The Scientific Expert Working Group on BSE/TSE of the European Food Safety Authority’s (EFSA) Scientific Panel on Biological Hazards have published a statement on the safety of goat milk and milk products with regards to possible BSE/TSE risks. This follows findings of a research group in France concerning a suspected case of Bovine Spongiform Encephalopathy (BSE) infection in a goat.
As a result, the European Commission (EC) requested advice from EFSA on the safety of milk and meat in relation to TSE (Transmissible Spongiform Encephalopathy) in goats and sheep. EFSA’s scientific experts concluded that in light of current scientific knowledge, goat milk and milk products sourced from healthy animals, and irrespective of their geographical origin, are unlikely to present any risk of TSE contamination. Experts recommended that the common practice of excluding animals with mastitis (inflammation of the udder) or other udder abnormalities as sources of milk continue to be emphasised as it provides further assurance on the removal of any potential infection including TSE. EFSA’s BSE/TSE working group advised that more scientific research data are required in order to assess possible risks associated with the consumption of goat meat and to be able to undertake a comprehensive quantitative assessment of risk associated with the consumption of goat meat and milk.
Following the announcement by a research group in France of a suspected case of BSE in a goat slaughtered in 2002, EFSA immediately commissioned work in view of updating previous scientific opinions concerning TSEs in small ruminants ,2. EFSA launched a feasibility study and consulted Member States in order to obtain an overview of existing scientific knowledge, new data and ongoing research projects. Through this study, EFSA will also assess whether the current information available would be sufficient as a basis for a quantitative assessment of possible risks associated with the consumption of goat products.
The EFSA Scientific Expert Working Group on BSE/TSE has provided preliminary advice concerning the safety of goat milk and milk derived products with regards to possible BSE/TSE risks. Given lack of available data, experts were not able to provide advice related to goat meat and other products at this stage.

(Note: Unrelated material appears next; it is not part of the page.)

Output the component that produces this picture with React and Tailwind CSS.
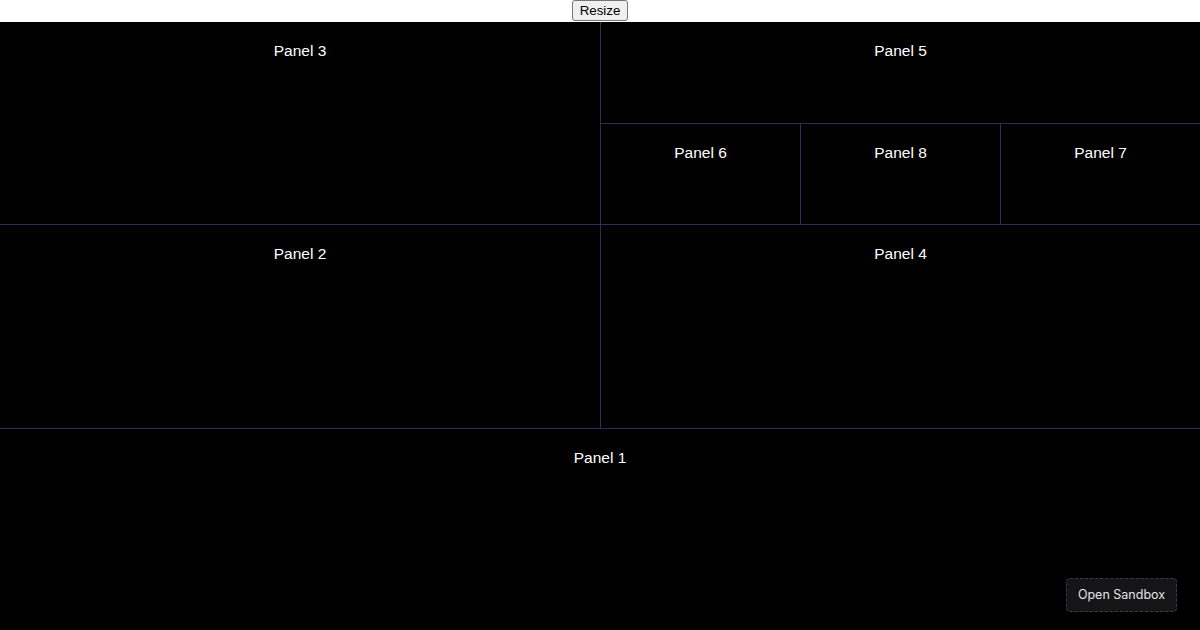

Based on current scientific knowledge, experts concluded that milk and milk products from small ruminants are unlikely to present any risk of TSE contamination provided that milk is sourced from healthy animals. Such conclusions apply to all healthy animals, irrespective of their geographical origin. In order to further reduce risk, experts recommend that additional emphasis be placed on the common practice of excluding as sources of milk those animals which show any sign of inflammation of the udder (mastitis) or other udder abnormalities. This is important as infiltration of potentially infected blood into milk can occur when the blood/milk barrier is no longer or only partly effective i.e. in case of mastitis. In addition, scientists advised that analysis of certain milk parameters (e.g. somatic cell counts) could provide a practical and useful indicator for further assurance of healthy milk.
A comprehensive and quantitative assessment of the risks involved in the consumption of goat meat, milk and dairy products will only be possible if more scientific research data on the occurrence of TSE in small ruminants can be obtained. Such a quantitative risk assessment, if feasible, will take considerably more time.